The records:
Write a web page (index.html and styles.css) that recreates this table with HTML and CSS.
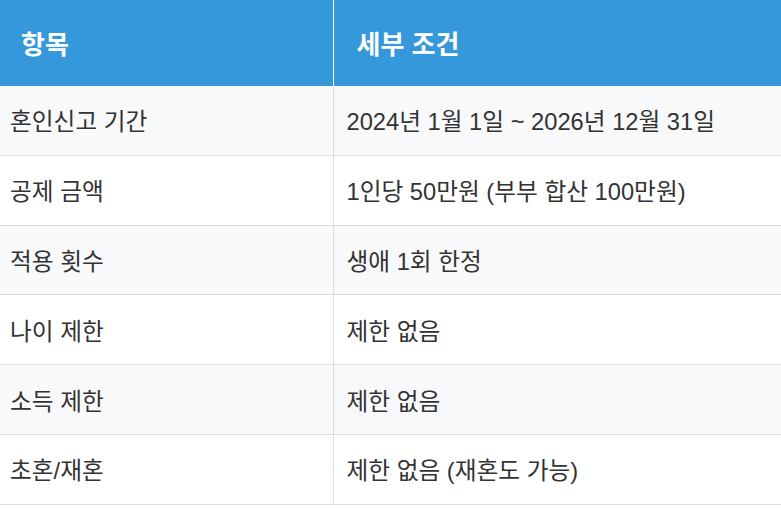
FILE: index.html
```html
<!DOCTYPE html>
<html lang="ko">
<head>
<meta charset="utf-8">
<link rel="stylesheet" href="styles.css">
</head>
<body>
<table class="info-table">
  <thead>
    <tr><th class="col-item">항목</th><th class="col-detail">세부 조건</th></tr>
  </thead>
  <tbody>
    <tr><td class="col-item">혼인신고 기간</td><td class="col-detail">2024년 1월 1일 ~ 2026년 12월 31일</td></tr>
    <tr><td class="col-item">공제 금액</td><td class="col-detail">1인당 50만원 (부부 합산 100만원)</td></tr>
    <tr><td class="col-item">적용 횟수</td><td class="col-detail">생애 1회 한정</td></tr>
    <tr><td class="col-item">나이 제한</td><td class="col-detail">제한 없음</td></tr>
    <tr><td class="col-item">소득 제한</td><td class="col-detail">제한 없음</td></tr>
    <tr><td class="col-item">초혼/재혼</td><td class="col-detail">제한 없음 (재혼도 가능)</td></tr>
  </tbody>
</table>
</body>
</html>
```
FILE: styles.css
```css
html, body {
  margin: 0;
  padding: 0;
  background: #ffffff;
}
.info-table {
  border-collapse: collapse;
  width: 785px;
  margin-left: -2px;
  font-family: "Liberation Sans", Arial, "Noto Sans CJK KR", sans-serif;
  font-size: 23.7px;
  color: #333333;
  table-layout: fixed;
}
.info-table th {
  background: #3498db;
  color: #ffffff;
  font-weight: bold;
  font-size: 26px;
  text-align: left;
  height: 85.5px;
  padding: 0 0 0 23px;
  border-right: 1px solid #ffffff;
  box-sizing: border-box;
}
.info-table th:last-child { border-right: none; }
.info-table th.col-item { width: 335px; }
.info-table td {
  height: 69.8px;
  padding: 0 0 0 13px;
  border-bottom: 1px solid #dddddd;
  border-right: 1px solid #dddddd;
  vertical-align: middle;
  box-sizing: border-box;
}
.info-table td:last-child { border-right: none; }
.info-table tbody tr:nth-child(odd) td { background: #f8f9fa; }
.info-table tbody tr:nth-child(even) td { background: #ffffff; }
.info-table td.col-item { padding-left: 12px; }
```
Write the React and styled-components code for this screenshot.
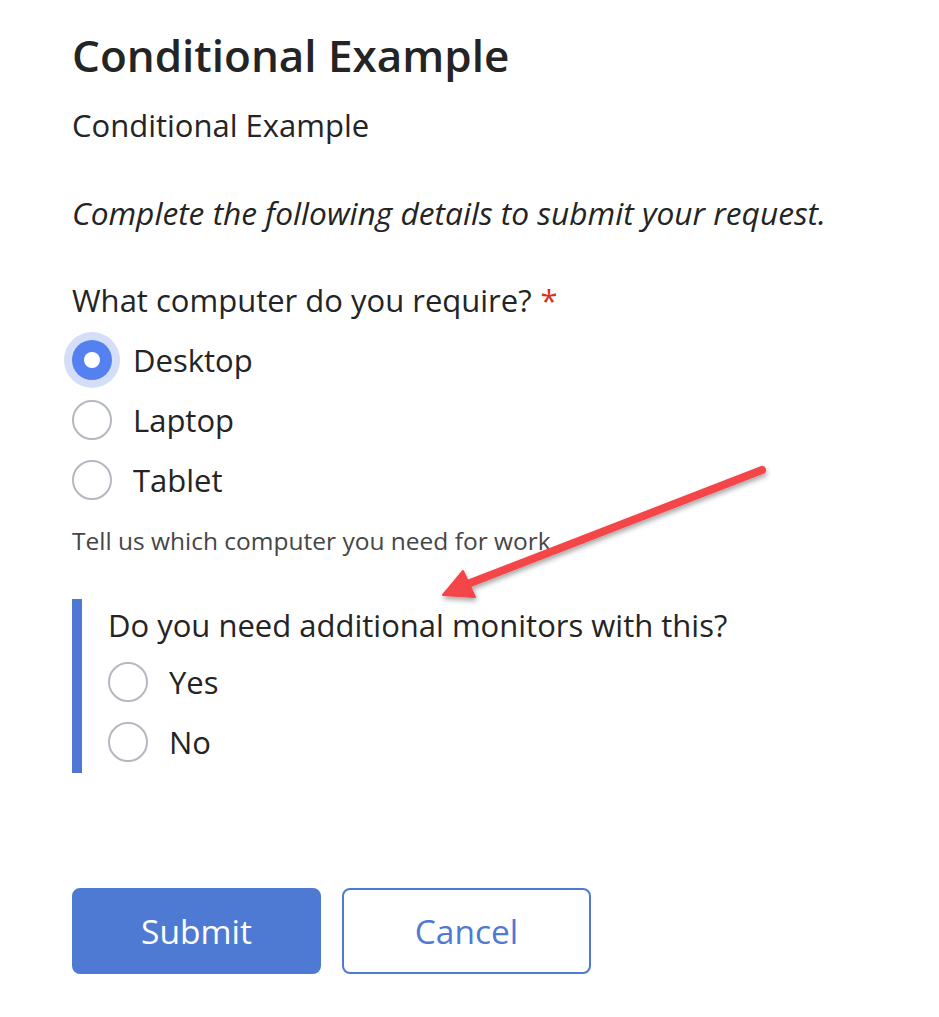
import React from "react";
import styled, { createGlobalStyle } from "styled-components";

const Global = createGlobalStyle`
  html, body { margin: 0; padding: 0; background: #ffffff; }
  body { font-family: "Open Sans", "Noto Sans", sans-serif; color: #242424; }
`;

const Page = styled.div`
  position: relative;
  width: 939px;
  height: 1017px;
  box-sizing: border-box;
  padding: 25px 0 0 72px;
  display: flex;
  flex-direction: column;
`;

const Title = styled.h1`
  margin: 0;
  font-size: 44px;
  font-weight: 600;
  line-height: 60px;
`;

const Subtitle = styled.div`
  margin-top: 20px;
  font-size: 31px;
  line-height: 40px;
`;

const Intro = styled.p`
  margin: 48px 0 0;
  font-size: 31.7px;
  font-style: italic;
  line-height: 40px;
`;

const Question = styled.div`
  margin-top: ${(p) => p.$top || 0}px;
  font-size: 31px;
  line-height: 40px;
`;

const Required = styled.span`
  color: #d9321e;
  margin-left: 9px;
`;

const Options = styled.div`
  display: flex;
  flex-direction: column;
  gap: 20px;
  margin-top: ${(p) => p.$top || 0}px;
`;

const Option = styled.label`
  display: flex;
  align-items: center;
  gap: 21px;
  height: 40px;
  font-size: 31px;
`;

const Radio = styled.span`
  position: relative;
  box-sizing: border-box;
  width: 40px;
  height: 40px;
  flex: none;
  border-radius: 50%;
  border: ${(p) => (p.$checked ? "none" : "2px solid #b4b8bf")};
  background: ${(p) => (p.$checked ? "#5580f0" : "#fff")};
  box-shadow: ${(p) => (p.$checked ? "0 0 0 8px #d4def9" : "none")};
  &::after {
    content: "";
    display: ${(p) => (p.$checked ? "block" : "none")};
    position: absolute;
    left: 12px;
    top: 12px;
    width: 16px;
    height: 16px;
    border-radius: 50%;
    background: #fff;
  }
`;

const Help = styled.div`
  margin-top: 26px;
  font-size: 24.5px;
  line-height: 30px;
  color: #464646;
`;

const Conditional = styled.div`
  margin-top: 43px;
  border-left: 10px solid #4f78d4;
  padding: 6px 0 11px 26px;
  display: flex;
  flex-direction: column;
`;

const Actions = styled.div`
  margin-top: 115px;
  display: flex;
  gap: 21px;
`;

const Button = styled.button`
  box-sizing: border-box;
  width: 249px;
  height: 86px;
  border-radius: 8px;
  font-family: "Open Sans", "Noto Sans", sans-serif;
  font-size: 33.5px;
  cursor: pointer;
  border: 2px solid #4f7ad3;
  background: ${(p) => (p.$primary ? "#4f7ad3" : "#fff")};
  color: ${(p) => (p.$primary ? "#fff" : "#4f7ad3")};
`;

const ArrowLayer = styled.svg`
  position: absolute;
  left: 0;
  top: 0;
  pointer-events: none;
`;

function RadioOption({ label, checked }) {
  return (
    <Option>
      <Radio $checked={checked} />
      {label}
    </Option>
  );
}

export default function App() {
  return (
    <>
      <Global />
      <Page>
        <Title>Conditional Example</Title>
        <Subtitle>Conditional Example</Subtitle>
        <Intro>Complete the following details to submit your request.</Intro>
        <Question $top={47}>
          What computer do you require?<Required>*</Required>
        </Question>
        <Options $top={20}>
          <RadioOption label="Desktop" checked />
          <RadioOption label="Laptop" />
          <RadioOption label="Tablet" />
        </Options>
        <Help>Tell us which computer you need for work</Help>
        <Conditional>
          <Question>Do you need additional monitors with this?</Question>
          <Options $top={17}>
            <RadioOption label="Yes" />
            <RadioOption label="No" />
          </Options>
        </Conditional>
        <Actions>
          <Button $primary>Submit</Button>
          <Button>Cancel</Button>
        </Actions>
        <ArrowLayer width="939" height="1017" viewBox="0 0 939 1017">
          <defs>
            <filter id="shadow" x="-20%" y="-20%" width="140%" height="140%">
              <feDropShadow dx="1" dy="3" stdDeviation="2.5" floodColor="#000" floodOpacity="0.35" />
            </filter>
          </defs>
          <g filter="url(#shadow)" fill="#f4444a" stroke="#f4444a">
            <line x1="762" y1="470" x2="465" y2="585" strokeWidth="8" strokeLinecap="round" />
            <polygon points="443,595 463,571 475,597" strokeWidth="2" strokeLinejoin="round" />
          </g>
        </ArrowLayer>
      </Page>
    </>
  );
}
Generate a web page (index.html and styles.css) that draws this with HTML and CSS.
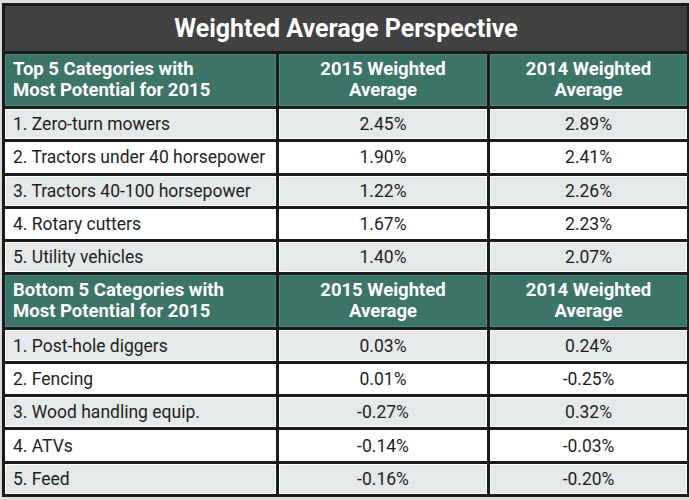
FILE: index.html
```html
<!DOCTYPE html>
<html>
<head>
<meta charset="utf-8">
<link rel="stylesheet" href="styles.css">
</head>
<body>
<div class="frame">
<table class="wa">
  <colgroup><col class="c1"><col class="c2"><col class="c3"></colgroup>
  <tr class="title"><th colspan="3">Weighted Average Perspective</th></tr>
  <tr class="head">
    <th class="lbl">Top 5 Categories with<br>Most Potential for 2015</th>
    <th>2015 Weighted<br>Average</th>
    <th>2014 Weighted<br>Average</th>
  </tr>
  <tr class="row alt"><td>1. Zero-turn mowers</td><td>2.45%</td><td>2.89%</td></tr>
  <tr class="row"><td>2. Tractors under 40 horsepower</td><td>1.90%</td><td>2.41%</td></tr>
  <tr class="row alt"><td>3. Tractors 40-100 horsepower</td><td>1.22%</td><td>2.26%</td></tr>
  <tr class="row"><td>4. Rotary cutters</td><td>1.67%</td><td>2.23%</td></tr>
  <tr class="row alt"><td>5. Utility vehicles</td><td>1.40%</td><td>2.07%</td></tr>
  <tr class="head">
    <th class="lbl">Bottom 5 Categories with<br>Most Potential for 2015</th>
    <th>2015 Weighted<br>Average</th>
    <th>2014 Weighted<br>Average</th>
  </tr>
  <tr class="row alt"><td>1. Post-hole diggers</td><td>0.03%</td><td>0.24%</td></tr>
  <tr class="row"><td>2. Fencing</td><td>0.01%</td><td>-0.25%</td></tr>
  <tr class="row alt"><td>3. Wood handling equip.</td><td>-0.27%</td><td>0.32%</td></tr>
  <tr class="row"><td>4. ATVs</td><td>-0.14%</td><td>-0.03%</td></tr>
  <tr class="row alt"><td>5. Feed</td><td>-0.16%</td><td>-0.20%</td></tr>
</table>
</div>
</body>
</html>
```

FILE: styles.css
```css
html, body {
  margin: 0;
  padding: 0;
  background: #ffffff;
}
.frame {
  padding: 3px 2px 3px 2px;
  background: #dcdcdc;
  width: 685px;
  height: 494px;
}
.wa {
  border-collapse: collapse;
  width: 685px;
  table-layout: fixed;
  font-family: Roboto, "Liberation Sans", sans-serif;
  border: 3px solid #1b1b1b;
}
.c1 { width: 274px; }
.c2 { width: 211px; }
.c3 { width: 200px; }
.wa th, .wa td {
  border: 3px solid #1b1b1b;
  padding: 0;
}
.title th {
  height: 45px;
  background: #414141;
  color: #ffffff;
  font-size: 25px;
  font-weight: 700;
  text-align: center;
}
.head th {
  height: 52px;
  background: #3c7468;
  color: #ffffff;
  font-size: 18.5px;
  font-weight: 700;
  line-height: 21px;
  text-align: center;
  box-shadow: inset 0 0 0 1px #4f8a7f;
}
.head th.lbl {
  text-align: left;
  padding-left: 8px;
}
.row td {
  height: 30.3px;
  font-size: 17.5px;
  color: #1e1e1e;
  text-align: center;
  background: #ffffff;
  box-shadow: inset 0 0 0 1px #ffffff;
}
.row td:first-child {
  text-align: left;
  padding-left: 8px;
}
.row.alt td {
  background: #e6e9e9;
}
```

Task objective:
Show all lines from the data above in which the word "components" appears.

Reply to the task:
Write the React and styled-components code for this screenshot.
import styled, { createGlobalStyle } from "styled-components";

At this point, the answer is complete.